■ Input records
* Start *

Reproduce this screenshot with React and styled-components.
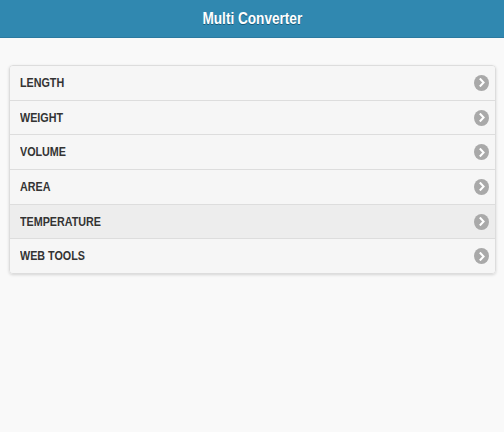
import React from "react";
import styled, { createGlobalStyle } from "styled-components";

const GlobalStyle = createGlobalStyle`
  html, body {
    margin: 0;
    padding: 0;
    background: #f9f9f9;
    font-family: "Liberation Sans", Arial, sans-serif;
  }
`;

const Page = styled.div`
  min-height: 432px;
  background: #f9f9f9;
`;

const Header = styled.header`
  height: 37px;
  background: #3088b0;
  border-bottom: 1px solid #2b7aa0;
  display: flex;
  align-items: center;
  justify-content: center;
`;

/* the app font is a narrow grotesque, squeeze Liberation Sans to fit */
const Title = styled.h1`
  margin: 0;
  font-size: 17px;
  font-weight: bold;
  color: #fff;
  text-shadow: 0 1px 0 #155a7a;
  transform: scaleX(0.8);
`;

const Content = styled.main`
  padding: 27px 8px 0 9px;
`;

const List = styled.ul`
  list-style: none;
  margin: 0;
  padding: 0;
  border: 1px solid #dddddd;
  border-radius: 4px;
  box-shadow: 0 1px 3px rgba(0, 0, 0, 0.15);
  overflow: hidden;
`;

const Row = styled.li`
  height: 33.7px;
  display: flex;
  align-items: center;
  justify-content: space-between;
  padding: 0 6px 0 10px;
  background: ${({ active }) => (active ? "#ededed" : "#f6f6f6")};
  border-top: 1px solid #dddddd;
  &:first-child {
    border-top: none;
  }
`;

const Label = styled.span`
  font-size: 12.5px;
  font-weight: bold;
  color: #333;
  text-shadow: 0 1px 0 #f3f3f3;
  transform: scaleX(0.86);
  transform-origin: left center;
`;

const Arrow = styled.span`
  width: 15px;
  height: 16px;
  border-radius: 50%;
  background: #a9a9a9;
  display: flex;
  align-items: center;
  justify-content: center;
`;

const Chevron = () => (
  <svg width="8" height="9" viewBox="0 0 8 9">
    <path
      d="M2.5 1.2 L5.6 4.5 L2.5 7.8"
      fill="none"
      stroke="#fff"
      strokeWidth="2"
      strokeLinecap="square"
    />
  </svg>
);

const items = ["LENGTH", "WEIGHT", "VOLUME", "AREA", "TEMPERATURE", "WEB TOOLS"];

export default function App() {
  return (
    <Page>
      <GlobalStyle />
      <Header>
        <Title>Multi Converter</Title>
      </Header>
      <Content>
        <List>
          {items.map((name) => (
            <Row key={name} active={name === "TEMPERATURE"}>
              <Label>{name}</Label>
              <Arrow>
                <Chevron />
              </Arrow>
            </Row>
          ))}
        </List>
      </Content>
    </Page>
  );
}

* End *
* Start *

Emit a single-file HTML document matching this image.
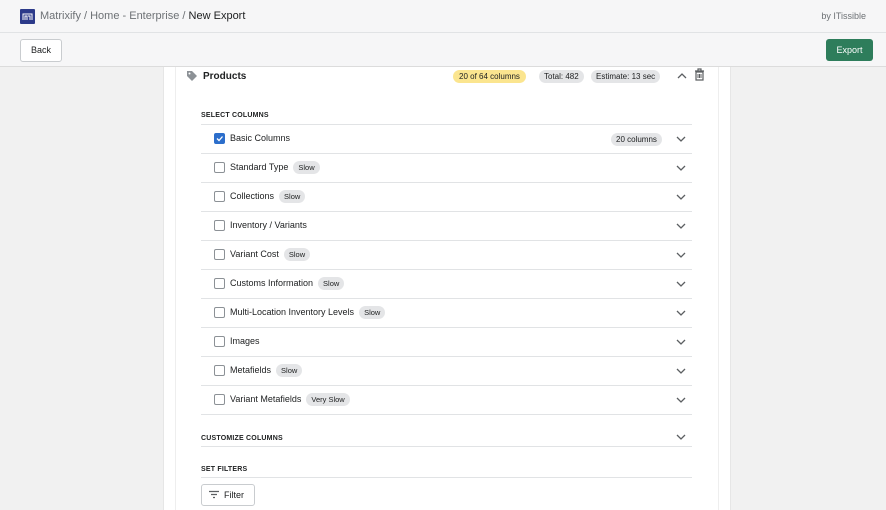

* End *
* Start *

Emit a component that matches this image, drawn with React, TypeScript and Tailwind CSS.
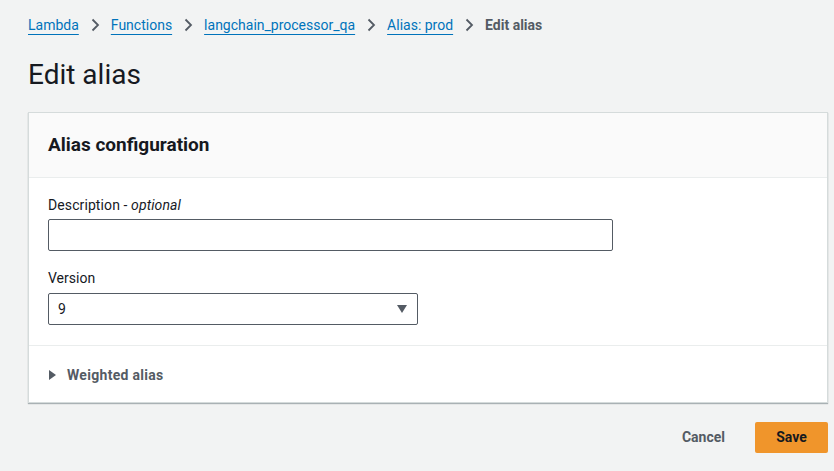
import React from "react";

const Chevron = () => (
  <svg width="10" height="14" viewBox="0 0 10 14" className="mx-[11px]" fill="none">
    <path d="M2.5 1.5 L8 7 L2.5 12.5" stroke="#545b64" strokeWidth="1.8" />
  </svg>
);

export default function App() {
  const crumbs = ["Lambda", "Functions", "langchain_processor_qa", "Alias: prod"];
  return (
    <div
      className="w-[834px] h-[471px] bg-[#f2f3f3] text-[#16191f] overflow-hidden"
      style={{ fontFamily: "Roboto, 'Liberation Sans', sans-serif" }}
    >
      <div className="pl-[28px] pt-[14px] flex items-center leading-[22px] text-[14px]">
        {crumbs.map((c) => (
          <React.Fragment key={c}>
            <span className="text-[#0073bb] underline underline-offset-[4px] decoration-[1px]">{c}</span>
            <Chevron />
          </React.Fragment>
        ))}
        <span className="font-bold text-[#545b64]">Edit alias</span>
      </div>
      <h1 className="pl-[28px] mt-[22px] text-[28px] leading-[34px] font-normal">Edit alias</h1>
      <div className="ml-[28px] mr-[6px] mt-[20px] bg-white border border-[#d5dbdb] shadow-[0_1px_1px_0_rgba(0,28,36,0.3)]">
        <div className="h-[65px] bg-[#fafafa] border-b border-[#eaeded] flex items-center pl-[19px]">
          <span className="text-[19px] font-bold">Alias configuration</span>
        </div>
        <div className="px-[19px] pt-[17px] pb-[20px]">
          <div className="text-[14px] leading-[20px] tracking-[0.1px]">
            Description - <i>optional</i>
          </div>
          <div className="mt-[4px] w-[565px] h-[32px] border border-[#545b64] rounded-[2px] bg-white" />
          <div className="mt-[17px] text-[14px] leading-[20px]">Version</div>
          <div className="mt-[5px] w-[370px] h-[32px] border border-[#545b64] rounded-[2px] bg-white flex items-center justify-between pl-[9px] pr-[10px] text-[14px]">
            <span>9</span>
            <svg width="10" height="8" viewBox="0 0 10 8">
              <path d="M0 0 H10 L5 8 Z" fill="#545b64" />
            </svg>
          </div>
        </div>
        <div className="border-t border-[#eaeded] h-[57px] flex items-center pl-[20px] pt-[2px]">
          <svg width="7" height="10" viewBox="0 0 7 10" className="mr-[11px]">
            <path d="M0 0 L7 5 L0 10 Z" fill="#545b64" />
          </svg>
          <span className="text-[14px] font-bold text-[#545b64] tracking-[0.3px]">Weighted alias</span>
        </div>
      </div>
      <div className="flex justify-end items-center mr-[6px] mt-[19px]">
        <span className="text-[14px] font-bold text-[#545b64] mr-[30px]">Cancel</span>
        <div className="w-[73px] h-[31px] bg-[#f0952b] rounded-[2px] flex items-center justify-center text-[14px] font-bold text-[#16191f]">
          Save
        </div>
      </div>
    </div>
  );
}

* End *

■ Given problem
Collect the complete line wherever the string "with" appears in the records.

■ The reply
Reproduce this screenshot with React and styled-components.
Emit a component that matches this image, drawn with React, TypeScript and Tailwind CSS.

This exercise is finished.